Repeated runs on selected models
Three models — claude-sonnet-4-6, gpt-5.2-2025-12-11, and gpt-5.3-codex — were each run 20 times on the same 11 questions to measure consistency and variance — not just average accuracy, but how much results fluctuate across runs.
This page compares two configurations:
- Without modeling — SQL is generated directly against raw DDL, with no additional dbt models. The Semantic Layer works but cannot answer the 3 "too many hops" questions, which require joins it cannot express.

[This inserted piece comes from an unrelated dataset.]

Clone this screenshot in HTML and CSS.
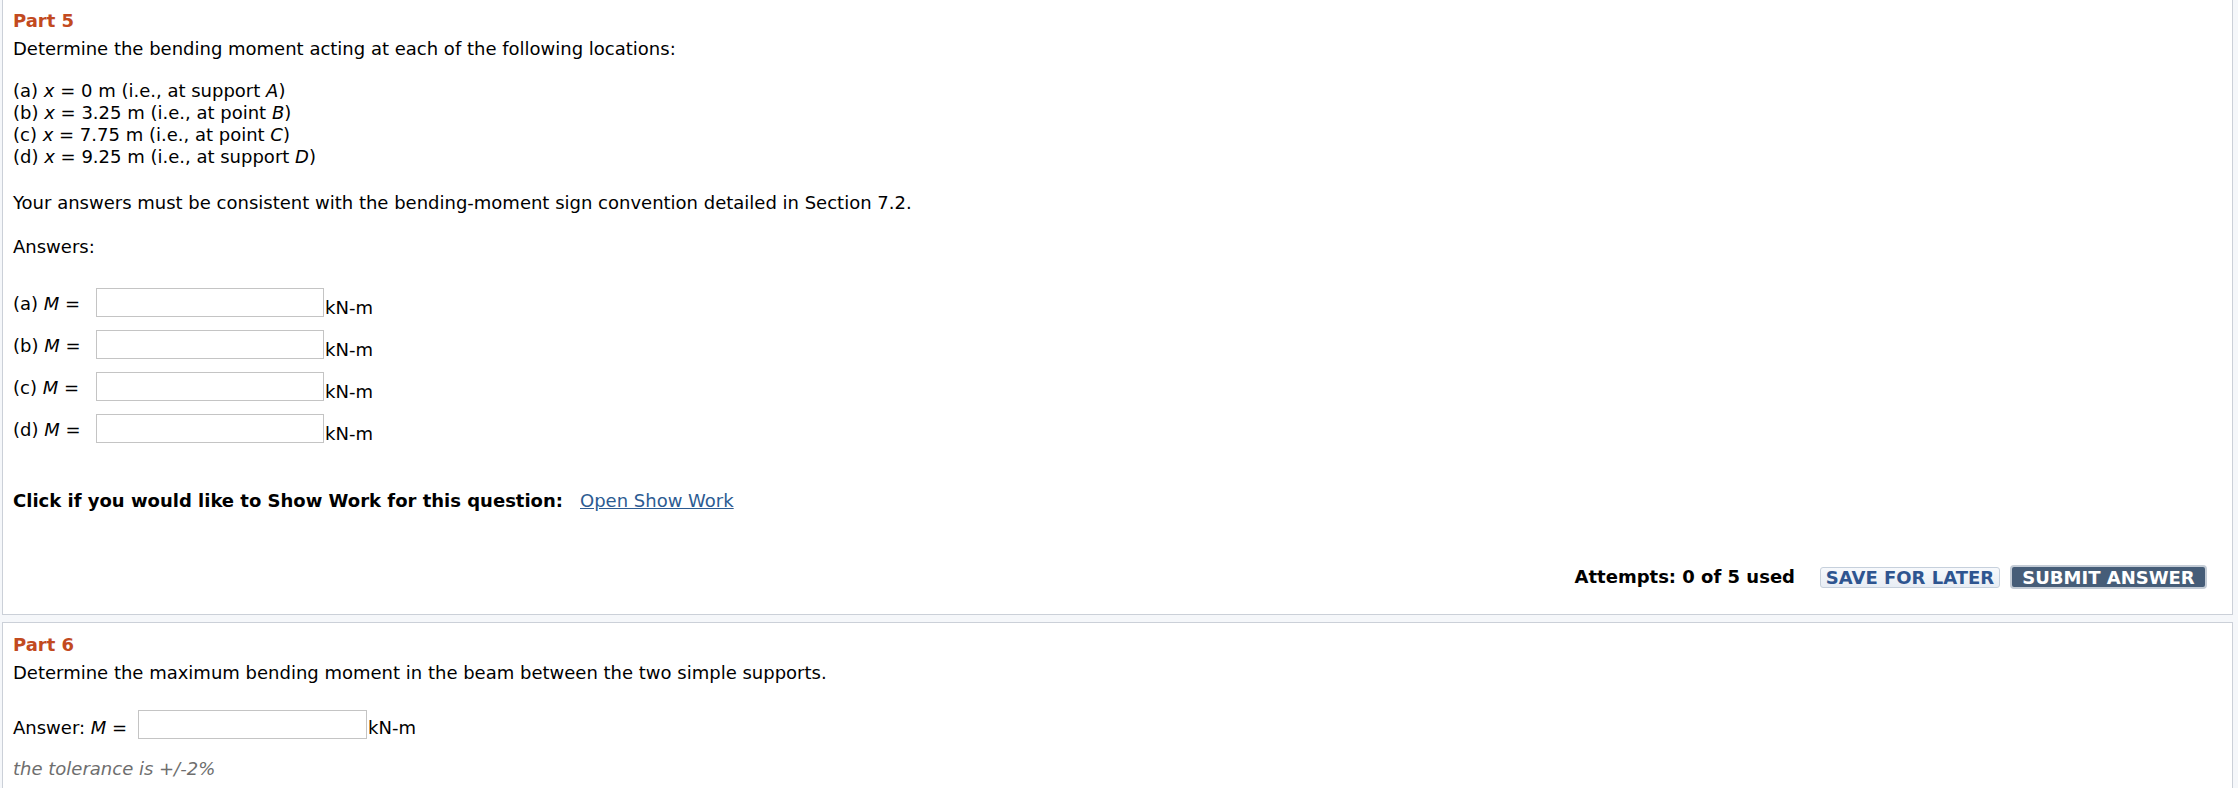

- With modeling — Additional dbt models were created to resolve the hop limitations. This unlocks those 3 questions for the Semantic Layer and gives the SQL generator a richer schema to work with.
Without modeling
Without additional dbt models, the Semantic Layer cannot answer the 3 "too many hops" questions — it will always score 0% on those. Including them would unfairly drag down its overall accuracy. Use the filter below to explore all questions, or isolate the too-many-hops questions to see how each method handles an unanswerable request.
With modeling
With additional dbt models in place, the "too many hops" questions are no longer a limitation — the Semantic Layer can now answer all 11 questions. There is no filter here because all questions are meaningful and excluding any of them would hide the key result: that modeling resolves the hop problem entirely.